Your task is to repeat the lines below exactly, excluding any pictures they contain.
--- start of Data segment ---
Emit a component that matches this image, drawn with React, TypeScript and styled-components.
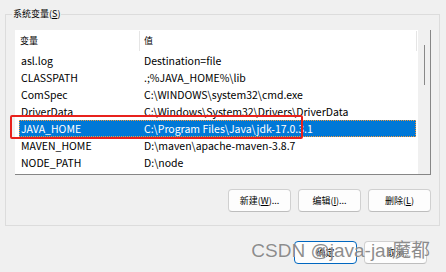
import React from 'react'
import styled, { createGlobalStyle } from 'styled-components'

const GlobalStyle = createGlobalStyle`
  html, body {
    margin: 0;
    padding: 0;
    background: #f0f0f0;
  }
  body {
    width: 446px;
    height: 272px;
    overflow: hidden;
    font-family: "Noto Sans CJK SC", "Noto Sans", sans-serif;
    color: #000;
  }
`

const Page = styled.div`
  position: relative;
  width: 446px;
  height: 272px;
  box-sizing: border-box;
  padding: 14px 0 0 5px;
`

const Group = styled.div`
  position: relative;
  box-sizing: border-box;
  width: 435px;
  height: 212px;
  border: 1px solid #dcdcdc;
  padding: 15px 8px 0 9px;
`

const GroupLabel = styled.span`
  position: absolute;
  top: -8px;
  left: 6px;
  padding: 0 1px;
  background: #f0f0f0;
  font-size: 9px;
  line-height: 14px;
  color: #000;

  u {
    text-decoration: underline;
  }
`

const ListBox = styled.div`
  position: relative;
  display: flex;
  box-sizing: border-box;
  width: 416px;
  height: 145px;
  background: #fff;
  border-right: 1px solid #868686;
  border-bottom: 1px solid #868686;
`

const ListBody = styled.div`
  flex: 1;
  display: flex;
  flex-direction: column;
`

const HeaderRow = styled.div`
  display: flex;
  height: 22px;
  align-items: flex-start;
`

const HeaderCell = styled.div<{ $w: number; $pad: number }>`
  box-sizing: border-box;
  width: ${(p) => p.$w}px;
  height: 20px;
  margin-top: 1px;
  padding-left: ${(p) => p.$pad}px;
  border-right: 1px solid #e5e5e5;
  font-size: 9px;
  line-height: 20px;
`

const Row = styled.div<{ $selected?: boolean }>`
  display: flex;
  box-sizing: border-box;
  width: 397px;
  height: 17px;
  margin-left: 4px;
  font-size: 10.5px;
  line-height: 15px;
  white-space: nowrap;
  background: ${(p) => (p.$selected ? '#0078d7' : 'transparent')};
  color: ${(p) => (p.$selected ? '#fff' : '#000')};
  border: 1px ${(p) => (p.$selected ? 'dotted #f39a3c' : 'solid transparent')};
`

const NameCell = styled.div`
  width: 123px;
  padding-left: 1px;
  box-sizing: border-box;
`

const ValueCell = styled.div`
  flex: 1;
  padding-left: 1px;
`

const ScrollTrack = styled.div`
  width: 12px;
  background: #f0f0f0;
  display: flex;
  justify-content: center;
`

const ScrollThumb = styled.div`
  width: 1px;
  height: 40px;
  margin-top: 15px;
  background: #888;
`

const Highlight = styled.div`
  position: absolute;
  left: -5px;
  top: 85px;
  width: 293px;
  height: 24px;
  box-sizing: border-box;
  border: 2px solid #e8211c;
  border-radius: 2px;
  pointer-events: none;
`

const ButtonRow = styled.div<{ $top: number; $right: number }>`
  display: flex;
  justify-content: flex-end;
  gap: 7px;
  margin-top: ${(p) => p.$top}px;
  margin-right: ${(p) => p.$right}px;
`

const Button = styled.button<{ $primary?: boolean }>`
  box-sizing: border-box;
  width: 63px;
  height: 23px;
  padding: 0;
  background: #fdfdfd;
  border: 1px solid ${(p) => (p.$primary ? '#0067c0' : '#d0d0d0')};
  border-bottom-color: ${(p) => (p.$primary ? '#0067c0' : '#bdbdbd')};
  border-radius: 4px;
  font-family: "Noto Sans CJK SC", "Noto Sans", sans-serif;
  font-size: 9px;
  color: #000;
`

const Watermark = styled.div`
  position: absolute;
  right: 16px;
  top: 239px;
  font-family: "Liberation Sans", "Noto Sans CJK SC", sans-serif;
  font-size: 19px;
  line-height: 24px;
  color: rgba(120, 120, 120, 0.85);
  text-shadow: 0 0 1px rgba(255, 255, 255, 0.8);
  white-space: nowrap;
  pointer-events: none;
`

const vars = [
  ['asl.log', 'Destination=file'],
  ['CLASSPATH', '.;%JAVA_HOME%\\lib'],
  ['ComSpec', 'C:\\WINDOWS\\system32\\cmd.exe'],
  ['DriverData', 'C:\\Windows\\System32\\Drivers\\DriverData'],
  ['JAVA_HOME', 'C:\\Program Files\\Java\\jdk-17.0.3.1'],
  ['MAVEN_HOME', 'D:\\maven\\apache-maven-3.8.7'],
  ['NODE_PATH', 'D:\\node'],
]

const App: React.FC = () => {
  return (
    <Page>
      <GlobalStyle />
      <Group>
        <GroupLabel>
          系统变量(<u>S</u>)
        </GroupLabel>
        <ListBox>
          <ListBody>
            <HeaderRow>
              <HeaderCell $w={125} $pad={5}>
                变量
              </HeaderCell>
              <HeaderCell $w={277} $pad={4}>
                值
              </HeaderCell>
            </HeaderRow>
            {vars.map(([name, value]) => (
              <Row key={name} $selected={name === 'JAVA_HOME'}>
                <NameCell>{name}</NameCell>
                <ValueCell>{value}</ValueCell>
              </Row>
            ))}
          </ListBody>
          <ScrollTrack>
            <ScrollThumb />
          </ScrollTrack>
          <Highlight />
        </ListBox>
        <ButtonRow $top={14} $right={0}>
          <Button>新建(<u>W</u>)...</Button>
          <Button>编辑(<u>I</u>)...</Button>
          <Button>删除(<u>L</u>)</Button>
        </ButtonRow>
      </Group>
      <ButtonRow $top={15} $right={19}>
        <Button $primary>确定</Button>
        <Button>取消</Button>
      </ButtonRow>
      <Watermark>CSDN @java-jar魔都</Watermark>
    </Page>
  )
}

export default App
--- end of Data segment ---
* [Exercise solution]:
Emit a component that matches this image, drawn with React, TypeScript and styled-components.
import React from 'react'
import styled, { createGlobalStyle } from 'styled-components'

const GlobalStyle = createGlobalStyle`
  html, body {
    margin: 0;
    padding: 0;
    background: #f0f0f0;
  }
  body {
    width: 446px;
    height: 272px;
    overflow: hidden;
    font-family: "Noto Sans CJK SC", "Noto Sans", sans-serif;
    color: #000;
  }
`

const Page = styled.div`
  position: relative;
  width: 446px;
  height: 272px;
  box-sizing: border-box;
  padding: 14px 0 0 5px;
`

const Group = styled.div`
  position: relative;
  box-sizing: border-box;
  width: 435px;
  height: 212px;
  border: 1px solid #dcdcdc;
  padding: 15px 8px 0 9px;
`

const GroupLabel = styled.span`
  position: absolute;
  top: -8px;
  left: 6px;
  padding: 0 1px;
  background: #f0f0f0;
  font-size: 9px;
  line-height: 14px;
  color: #000;

  u {
    text-decoration: underline;
  }
`

const ListBox = styled.div`
  position: relative;
  display: flex;
  box-sizing: border-box;
  width: 416px;
  height: 145px;
  background: #fff;
  border-right: 1px solid #868686;
  border-bottom: 1px solid #868686;
`

const ListBody = styled.div`
  flex: 1;
  display: flex;
  flex-direction: column;
`

const HeaderRow = styled.div`
  display: flex;
  height: 22px;
  align-items: flex-start;
`

const HeaderCell = styled.div<{ $w: number; $pad: number }>`
  box-sizing: border-box;
  width: ${(p) => p.$w}px;
  height: 20px;
  margin-top: 1px;
  padding-left: ${(p) => p.$pad}px;
  border-right: 1px solid #e5e5e5;
  font-size: 9px;
  line-height: 20px;
`

const Row = styled.div<{ $selected?: boolean }>`
  display: flex;
  box-sizing: border-box;
  width: 397px;
  height: 17px;
  margin-left: 4px;
  font-size: 10.5px;
  line-height: 15px;
  white-space: nowrap;
  background: ${(p) => (p.$selected ? '#0078d7' : 'transparent')};
  color: ${(p) => (p.$selected ? '#fff' : '#000')};
  border: 1px ${(p) => (p.$selected ? 'dotted #f39a3c' : 'solid transparent')};
`

const NameCell = styled.div`
  width: 123px;
  padding-left: 1px;
  box-sizing: border-box;
`

const ValueCell = styled.div`
  flex: 1;
  padding-left: 1px;
`

const ScrollTrack = styled.div`
  width: 12px;
  background: #f0f0f0;
  display: flex;
  justify-content: center;
`

const ScrollThumb = styled.div`
  width: 1px;
  height: 40px;
  margin-top: 15px;
  background: #888;
`

const Highlight = styled.div`
  position: absolute;
  left: -5px;
  top: 85px;
  width: 293px;
  height: 24px;
  box-sizing: border-box;
  border: 2px solid #e8211c;
  border-radius: 2px;
  pointer-events: none;
`

const ButtonRow = styled.div<{ $top: number; $right: number }>`
  display: flex;
  justify-content: flex-end;
  gap: 7px;
  margin-top: ${(p) => p.$top}px;
  margin-right: ${(p) => p.$right}px;
`

const Button = styled.button<{ $primary?: boolean }>`
  box-sizing: border-box;
  width: 63px;
  height: 23px;
  padding: 0;
  background: #fdfdfd;
  border: 1px solid ${(p) => (p.$primary ? '#0067c0' : '#d0d0d0')};
  border-bottom-color: ${(p) => (p.$primary ? '#0067c0' : '#bdbdbd')};
  border-radius: 4px;
  font-family: "Noto Sans CJK SC", "Noto Sans", sans-serif;
  font-size: 9px;
  color: #000;
`

const Watermark = styled.div`
  position: absolute;
  right: 16px;
  top: 239px;
  font-family: "Liberation Sans", "Noto Sans CJK SC", sans-serif;
  font-size: 19px;
  line-height: 24px;
  color: rgba(120, 120, 120, 0.85);
  text-shadow: 0 0 1px rgba(255, 255, 255, 0.8);
  white-space: nowrap;
  pointer-events: none;
`

const vars = [
  ['asl.log', 'Destination=file'],
  ['CLASSPATH', '.;%JAVA_HOME%\\lib'],
  ['ComSpec', 'C:\\WINDOWS\\system32\\cmd.exe'],
  ['DriverData', 'C:\\Windows\\System32\\Drivers\\DriverData'],
  ['JAVA_HOME', 'C:\\Program Files\\Java\\jdk-17.0.3.1'],
  ['MAVEN_HOME', 'D:\\maven\\apache-maven-3.8.7'],
  ['NODE_PATH', 'D:\\node'],
]

const App: React.FC = () => {
  return (
    <Page>
      <GlobalStyle />
      <Group>
        <GroupLabel>
          系统变量(<u>S</u>)
        </GroupLabel>
        <ListBox>
          <ListBody>
            <HeaderRow>
              <HeaderCell $w={125} $pad={5}>
                变量
              </HeaderCell>
              <HeaderCell $w={277} $pad={4}>
                值
              </HeaderCell>
            </HeaderRow>
            {vars.map(([name, value]) => (
              <Row key={name} $selected={name === 'JAVA_HOME'}>
                <NameCell>{name}</NameCell>
                <ValueCell>{value}</ValueCell>
              </Row>
            ))}
          </ListBody>
          <ScrollTrack>
            <ScrollThumb />
          </ScrollTrack>
          <Highlight />
        </ListBox>
        <ButtonRow $top={14} $right={0}>
          <Button>新建(<u>W</u>)...</Button>
          <Button>编辑(<u>I</u>)...</Button>
          <Button>删除(<u>L</u>)</Button>
        </ButtonRow>
      </Group>
      <ButtonRow $top={15} $right={19}>
        <Button $primary>确定</Button>
        <Button>取消</Button>
      </ButtonRow>
      <Watermark>CSDN @java-jar魔都</Watermark>
    </Page>
  )
}

export default App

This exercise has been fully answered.